EBIRAH, HORROR OF THE DEEP is a wonderful step back into simplicity. A secluded island setting makes way for more human stories and a better monster fight, rather than focusing on destruction porn. Fukuda takes different approaches meaning it also seems fresh in terms of directing, even though this change may have been what put me off before. It will be interesting to see if it remains as enjoyable now that the bar has been raised, but as a lighter take on Godzilla, it’s pretty darn good.
Dub-Misstep: A horrible step backwards in terms of dubbing. Here, some of the voices are bizarrely cartoonish and almost ‘unlistenable’. There also seems to have been no attempt to match what is being said with the movement of the lips. Released straight to TV probably had something to do with it, and although I say it’s a step backwards, it actually premiered before the previous film could hit cinemas.
Monsters: Godzilla takes on the lobster-like Ebirah, while Mothra is hinted at throughout and just appears at the end for a quick rescue. There’s also a large bird at one point, who renames nameless and doesn’t quite match up to the size of other Kaiju. Does set on fire pretty well though…

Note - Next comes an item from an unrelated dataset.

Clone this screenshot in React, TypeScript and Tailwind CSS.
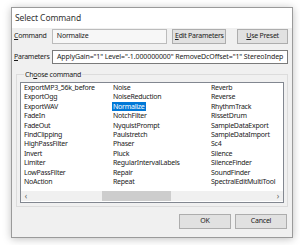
import React from "react";

const col1 = ["ExportMP3_56k_before", "ExportOgg", "ExportWAV", "FadeIn", "FadeOut", "FindClipping", "HighPassFilter", "Invert", "Limiter", "LowPassFilter", "NoAction"];
const col2 = ["Noise", "NoiseReduction", "Normalize", "NotchFilter", "NyquistPrompt", "Paulstretch", "Phaser", "Pluck", "RegularIntervalLabels", "Repair", "Repeat"];
const col3 = ["Reverb", "Reverse", "RhythmTrack", "RissetDrum", "SampleDataExport", "SampleDataImport", "Sc4", "Silence", "SilenceFinder", "SoundFinder", "SpectralEditMultiTool"];

const Button = ({ children, className = "" }: { children: React.ReactNode; className?: string }) => (
    <div className={`h-[15px] flex items-center justify-center whitespace-nowrap bg-[#e1e1e1] border border-[#adadad] text-[#1b1b1b] ${className}`}>
        {children}
    </div>
);

const Column = ({ items, className = "" }: { items: string[]; className?: string }) => (
    <div className={`flex flex-col ${className}`}>
        {items.map((item) => (
            <div key={item} className="h-[9.4px] leading-[9.4px] whitespace-nowrap">
                {item === "Normalize" ? (
                    <span className="bg-[#0078d7] text-white px-[1px] inline-block">{item}</span>
                ) : (
                    <span className="px-[1px]">{item}</span>
                )}
            </div>
        ))}
    </div>
);

export default function App() {
    return (
        <div
            className="w-[300px] h-[245px] bg-white pt-[7px] pl-[11px] overflow-hidden text-[7px] tracking-[-0.25px] text-[#1b1b1b]"
            style={{ fontFamily: "'Noto Sans', 'Open Sans', sans-serif" }}
        >
            <div className="w-[282px] h-[231px] border border-[#9a9a9a] shadow-[0_1px_8px_rgba(0,0,0,0.25)] flex flex-col bg-[#f0f0f0]">
                {/* title bar */}
                <div className="h-[20px] bg-white flex items-center pl-[3px] text-[8.5px] tracking-[-0.1px] text-[#333]">
                    Select Command
                </div>

                <div className="flex-1 flex flex-col pl-[2px] pr-[4px] pt-[1px]">
                    {/* command row */}
                    <div className="flex items-center h-[15px]">
                        <div className="w-[38px]"><span className="underline">C</span>ommand</div>
                        <div className="w-[116px] h-full bg-[#f7f7f7] border border-[#bcbcbc] flex items-center pl-[4px]">Normalize</div>
                        <Button className="ml-[5px] w-[54px]"><span className="underline">E</span>dit Parameters</Button>
                        <Button className="ml-[11px] w-[51px]"><span className="underline">U</span>se Preset</Button>
                    </div>

                    {/* parameters row */}
                    <div className="flex items-center h-[14px] mt-[6px]">
                        <div className="w-[38px]"><span className="underline">P</span>arameters</div>
                        <div className="w-[236px] h-full bg-white border border-[#7a7a7a] flex items-center pl-[4px] overflow-hidden whitespace-nowrap tracking-[-0.1px]">
                            ApplyGain="1" Level="-1.000000000" RemoveDcOffset="1" StereoIndep
                        </div>
                    </div>

                    {/* group box */}
                    <fieldset className="ml-[2px] w-[272px] mt-[6px] border border-[#dcdcdc] px-[3px] pb-[3px]">
                        <legend className="ml-[4px] px-[1px] leading-[9px]">
                            Ch<span className="underline">o</span>ose command
                        </legend>
                        <div className="mt-[3px] h-[121px] bg-white border border-[#828790] flex flex-col">
                            <div className="flex pl-[2px] flex-1 overflow-hidden">
                                <Column items={col1} className="w-[89px]" />
                                <Column items={col2} className="w-[98px]" />
                                <Column items={col3} />
                            </div>
                            <div className="h-[10px] flex items-center bg-[#f0f0f0] mb-[1px] text-[#606060] tracking-normal">
                                <div className="w-[10px] text-center text-[8px] leading-[8px]">‹</div>
                                <div className="ml-[71px] w-[69px] h-full bg-[#cdcdcd]" />
                                <div className="flex-1" />
                                <div className="w-[10px] text-center text-[8px] leading-[8px]">›</div>
                            </div>
                        </div>
                    </fieldset>

                    {/* buttons */}
                    <div className="flex justify-end mt-[7px] pr-[1px]">
                        <Button className="w-[52px]">OK</Button>
                        <Button className="ml-[4px] w-[52px]">Cancel</Button>
                    </div>
                </div>
            </div>
        </div>
    );
}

Notes For GODZILLA (2014): A lack of science-fiction in terms of space adventure would be a plus in this day and age. This is where it also starts to get a bit fierce with monster-on-monster violence. Although, boulder related tennis matches are not recommended.
GODZILLA will be released 16th May 2014. It stars Aaron Taylor-Johnson, Elizabeth Olsen, Juliette Binoche, Ken Watanabe, Bryan Cranston, Sally Hawkins, Akira Takarada, and David Strathairn.